Обнаженная для тебя | страница 26



— Прошу прощения? — застыла я.

Стэнтон хлебнул ледяной воды и откинулся назад. Лицо его окаменело, и я сразу поняла: то, что он сейчас скажет, мне явно не понравится.

— Когда ты вчера вечером пошла в этот Бруклинский спортзал, твоя мать была вне себя. Я едва ее успокоил, объяснив, что смогу устроить все так, чтобы ты удовлетворяла свои интересы более безопасным способом. Она не желает…

— Погоди. — Я аккуратно положила вилку. Аппетит как-то сразу пропал. — Откуда она узнала, где я была?

— Проследила по звонкам на твой сотовый.

— Не может быть! — Я прямо-таки задохнулась от возмущения. Меня потрясла непринужденность его ответа, словно речь шла о чем-то само собой разумеющемся. Желудок скрутило: сейчас он был скорее настроен извергнуть ланч, а не переварить его. — Вот, значит, почему она настаивала, чтобы я использовала телефон твоей компании.
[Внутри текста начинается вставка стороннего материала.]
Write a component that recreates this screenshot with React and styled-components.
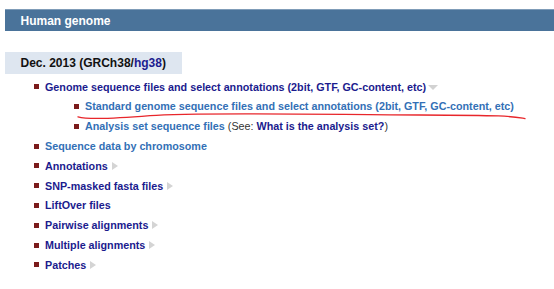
import React from 'react'
import styled, { createGlobalStyle } from 'styled-components'

const GlobalStyle = createGlobalStyle`
  html, body {
    margin: 0;
    padding: 0;
    background: #ffffff;
  }
  body {
    font-family: "Liberation Sans", Arial, sans-serif;
  }
`

const items = [
  {
    label: 'Genome sequence files and select annotations (2bit, GTF, GC-content, etc)',
    arrow: 'down',
    children: [
      { label: 'Standard genome sequence files and select annotations (2bit, GTF, GC-content, etc)', light: true },
      { label: 'Analysis set sequence files', light: true, note: true },
    ],
  },
  { label: 'Sequence data by chromosome', light: true },
  { label: 'Annotations', arrow: 'right' },
  { label: 'SNP-masked fasta files', arrow: 'right' },
  { label: 'LiftOver files' },
  { label: 'Pairwise alignments', arrow: 'right' },
  { label: 'Multiple alignments', arrow: 'right' },
  { label: 'Patches', arrow: 'right' },
]

function Row({ item, nested }) {
  return (
    <>
      <Item $nested={nested}>
        <Bullet />
        <Link $light={item.light}>{item.label}</Link>
        {item.note && (
          <Note>
            {' '}(See: <Link>What is the analysis set?</Link>)
          </Note>
        )}
        {item.arrow && <Arrow $dir={item.arrow} />}
      </Item>
      {item.children && item.children.map((c) => <Row key={c.label} item={c} nested />)}
    </>
  )
}

export default function App() {
  return (
    <Page>
      <GlobalStyle />
      <Header>Human genome</Header>
      <Assembly>
        Dec. 2013 (GRCh38/<Link>hg38</Link>)
      </Assembly>
      <List>
        {items.map((it) => <Row key={it.label} item={it} />)}
      </List>
      {/* hand-drawn red underline */}
      <Scribble viewBox="0 0 554 289" width="554" height="289">
        <path
          d="M78,116.8 C86,119.2 104,119.4 150,115.6 S 330,114.6 420,115 S 510,116.2 525,118.6"
          fill="none"
          stroke="#e8262b"
          strokeWidth="1.3"
          strokeLinecap="round"
        />
      </Scribble>
    </Page>
  )
}

const Page = styled.div`
  position: relative;
  width: 554px;
  height: 289px;
  overflow: hidden;
  padding: 9px 0 0 5px;
  box-sizing: border-box;
`

const Header = styled.div`
  height: 22px;
  line-height: 22px;
  background: #4a739a;
  border-top: 1px solid #7f9cb8;
  box-sizing: border-box;
  padding-left: 15.5px;
  color: #ffffff;
  font-weight: 700;
  font-size: 12px;
`

const Assembly = styled.div`
  margin-top: 21px;
  width: 177px;
  height: 22px;
  line-height: 22px;
  background: #dee6f0;
  padding-left: 15.5px;
  box-sizing: border-box;
  color: #111111;
  font-weight: 700;
  font-size: 12px;
`

const List = styled.div`
  margin-top: 2.8px;
  padding-left: 29px;
`

const Item = styled.div`
  display: flex;
  align-items: center;
  height: 19.8px;
  padding-left: ${(p) => (p.$nested ? '40px' : '0')};
  font-size: 10.75px;
  font-weight: 700;
  white-space: nowrap;
`

const Bullet = styled.span`
  width: 5px;
  height: 5px;
  background: #7b1b1b;
  margin-right: 6px;
  flex-shrink: 0;
`

const Link = styled.span`
  color: ${(p) => (p.$light ? '#3370b6' : '#1b1b8e')};
  font-weight: 700;
`

const Note = styled.span`
  color: #333333;
  font-weight: 400;
  white-space: pre;
`

const Arrow = styled.span`
  width: 0;
  height: 0;
  margin-left: ${(p) => (p.$dir === 'down' ? '2px' : '4px')};
  ${(p) =>
    p.$dir === 'down'
      ? `
    border-left: 5px solid transparent;
    border-right: 5px solid transparent;
    border-top: 5px solid #d2d2d2;
    margin-top: 2px;
  `
      : `
    border-top: 4.5px solid transparent;
    border-bottom: 4.5px solid transparent;
    border-left: 6px solid #d4d4d4;
  `}
`

const Scribble = styled.svg`
  position: absolute;
  left: 0;
  top: 0;
  pointer-events: none;
`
К соображениям экономии это никакого отношения не имеет.

— Конечно же имеет, отчасти. Но заодно позволяет ей чувствовать себя гораздо спокойнее.
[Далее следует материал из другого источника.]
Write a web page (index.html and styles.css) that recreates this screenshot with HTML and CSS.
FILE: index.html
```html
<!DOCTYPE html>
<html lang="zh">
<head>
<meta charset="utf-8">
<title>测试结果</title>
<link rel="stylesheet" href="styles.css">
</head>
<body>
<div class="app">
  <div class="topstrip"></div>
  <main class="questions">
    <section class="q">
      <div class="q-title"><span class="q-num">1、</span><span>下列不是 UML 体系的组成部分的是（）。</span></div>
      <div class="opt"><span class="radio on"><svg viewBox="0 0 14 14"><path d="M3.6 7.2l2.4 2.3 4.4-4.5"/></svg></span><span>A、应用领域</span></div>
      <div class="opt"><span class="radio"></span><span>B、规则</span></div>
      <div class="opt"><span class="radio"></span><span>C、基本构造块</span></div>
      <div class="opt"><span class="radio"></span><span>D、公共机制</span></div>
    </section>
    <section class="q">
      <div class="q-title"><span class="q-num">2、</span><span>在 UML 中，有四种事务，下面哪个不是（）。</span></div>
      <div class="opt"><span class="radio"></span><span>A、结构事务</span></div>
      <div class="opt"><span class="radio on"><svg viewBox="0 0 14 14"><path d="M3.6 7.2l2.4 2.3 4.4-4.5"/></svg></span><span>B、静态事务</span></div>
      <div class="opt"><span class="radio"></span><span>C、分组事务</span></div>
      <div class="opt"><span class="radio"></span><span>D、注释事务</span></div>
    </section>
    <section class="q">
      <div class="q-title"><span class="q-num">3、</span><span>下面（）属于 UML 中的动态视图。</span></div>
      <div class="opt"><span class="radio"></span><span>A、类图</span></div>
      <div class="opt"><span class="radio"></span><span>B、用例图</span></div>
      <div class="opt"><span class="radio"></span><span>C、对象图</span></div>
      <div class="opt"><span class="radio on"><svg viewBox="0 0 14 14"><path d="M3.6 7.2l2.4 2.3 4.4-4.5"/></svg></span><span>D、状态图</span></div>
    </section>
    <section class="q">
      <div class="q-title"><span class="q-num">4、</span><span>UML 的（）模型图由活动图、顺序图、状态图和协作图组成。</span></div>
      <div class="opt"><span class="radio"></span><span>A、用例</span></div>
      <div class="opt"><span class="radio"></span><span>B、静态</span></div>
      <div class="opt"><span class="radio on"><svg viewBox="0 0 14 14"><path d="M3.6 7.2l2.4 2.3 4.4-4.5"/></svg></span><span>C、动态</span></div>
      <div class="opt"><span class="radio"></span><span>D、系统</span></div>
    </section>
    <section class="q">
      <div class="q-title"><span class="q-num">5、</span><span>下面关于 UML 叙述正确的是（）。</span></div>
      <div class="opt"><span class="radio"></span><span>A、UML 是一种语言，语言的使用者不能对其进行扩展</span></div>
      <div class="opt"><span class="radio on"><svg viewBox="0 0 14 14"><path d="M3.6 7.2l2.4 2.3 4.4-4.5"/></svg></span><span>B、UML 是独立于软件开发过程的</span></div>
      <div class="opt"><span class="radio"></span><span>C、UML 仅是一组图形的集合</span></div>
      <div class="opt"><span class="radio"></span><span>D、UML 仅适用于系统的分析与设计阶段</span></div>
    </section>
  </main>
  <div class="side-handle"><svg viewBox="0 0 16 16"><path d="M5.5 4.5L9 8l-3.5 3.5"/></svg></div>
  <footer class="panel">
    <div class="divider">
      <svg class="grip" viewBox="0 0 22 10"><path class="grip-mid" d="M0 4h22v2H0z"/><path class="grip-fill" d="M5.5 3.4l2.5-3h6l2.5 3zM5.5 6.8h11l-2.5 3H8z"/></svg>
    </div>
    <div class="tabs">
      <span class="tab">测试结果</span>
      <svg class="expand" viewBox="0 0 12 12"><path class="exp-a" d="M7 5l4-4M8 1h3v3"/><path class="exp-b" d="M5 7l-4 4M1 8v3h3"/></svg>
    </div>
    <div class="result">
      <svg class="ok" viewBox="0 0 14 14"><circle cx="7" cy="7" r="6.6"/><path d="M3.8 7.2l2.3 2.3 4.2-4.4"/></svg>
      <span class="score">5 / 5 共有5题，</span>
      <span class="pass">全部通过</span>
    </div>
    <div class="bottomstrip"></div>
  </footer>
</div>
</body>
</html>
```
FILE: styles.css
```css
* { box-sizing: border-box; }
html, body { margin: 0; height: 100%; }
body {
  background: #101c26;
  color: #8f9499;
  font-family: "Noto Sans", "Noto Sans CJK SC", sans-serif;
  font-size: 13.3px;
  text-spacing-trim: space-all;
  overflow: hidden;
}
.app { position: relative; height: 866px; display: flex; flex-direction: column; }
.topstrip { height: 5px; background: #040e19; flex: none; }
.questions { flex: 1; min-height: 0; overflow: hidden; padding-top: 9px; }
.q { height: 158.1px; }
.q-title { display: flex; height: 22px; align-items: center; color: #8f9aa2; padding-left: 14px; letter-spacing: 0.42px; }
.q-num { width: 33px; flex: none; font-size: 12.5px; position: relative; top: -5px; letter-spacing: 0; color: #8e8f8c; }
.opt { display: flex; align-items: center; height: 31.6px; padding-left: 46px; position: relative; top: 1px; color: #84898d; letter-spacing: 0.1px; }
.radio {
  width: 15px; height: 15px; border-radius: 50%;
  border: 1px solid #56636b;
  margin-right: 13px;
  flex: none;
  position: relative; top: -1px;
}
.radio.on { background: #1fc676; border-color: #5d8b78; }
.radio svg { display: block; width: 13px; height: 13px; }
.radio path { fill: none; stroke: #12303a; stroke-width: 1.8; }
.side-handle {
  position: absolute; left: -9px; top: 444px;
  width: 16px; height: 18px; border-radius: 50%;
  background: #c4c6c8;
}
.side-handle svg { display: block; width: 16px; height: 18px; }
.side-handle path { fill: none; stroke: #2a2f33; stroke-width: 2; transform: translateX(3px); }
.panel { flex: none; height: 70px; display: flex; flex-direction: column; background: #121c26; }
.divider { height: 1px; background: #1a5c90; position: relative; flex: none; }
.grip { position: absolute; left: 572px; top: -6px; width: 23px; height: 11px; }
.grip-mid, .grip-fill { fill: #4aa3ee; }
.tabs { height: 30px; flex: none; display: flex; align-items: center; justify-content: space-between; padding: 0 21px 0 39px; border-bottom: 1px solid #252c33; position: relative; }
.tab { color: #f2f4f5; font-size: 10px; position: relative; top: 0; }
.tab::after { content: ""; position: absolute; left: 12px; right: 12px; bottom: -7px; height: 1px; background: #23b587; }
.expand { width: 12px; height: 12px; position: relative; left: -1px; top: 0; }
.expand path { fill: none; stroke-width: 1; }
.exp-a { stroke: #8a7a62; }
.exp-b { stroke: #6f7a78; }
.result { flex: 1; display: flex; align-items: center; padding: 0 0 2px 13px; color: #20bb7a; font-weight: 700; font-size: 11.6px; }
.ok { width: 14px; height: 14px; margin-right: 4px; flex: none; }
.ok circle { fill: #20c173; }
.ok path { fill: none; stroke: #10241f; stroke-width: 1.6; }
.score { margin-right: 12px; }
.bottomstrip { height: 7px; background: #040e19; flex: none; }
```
— Гораздо спокойнее? Шпионя за родной дочерью! Ричард, это ненормально. Как ты не понимаешь! Она что, по-прежнему ходит к доктору Петерсену?

— Да, конечно, — слегка смутился Стэнтон.

— А она рассказывает ему о своих закидонах?

— Не знаю, — натянуто ответил он. — Тут уже личное дело Моники. Я не встреваю.

Ну конечно, он не встревал. Он ее баловал. Потворствовал ей во всем. И тем самым портил ее. Позволял заботе о моей безопасности перерасти в манию.

— Ей давно пора обо всем забыть. Я и то забыла.

— Ева, ты не была ни в чем виновата. А она чувствует свою вину за то, что не защитила тебя. Мы должны предоставить ей возможность для самооправдания.

— Возможность? Да она изведет меня своими преследованиями! — У меня схватило голову. Какое право имеет мать посягать на мою личную жизнь? Себя с ума сводит, а заодно и меня. — Этому нужно положить конец.

— Все можно легко уладить. Я уже поговорил с Клэнси. Он будет отвозить тебя в Бруклин. Мать успокоится, да и тебе будет гораздо удобнее.

— Ой, только не пытайся повернуть так, будто все делается ради моего же блага. — Подступившие слезы обиды душили и жгли глаза. И кроме того, меня бесило то, что о Бруклине мы говорили точно о стране третьего мира. — Я взрослая женщина. Я сама принимаю решения. Таков, черт возьми, закон!

— Ева, не надо говорить со мной подобным тоном. Я всего-навсего забочусь о твоей матери. И о тебе.

— Ты потворствуешь ей, тем самым способствуя развитию ее болезни. И меня норовишь сделать больной! — вскочив из-за стола, воскликнула я.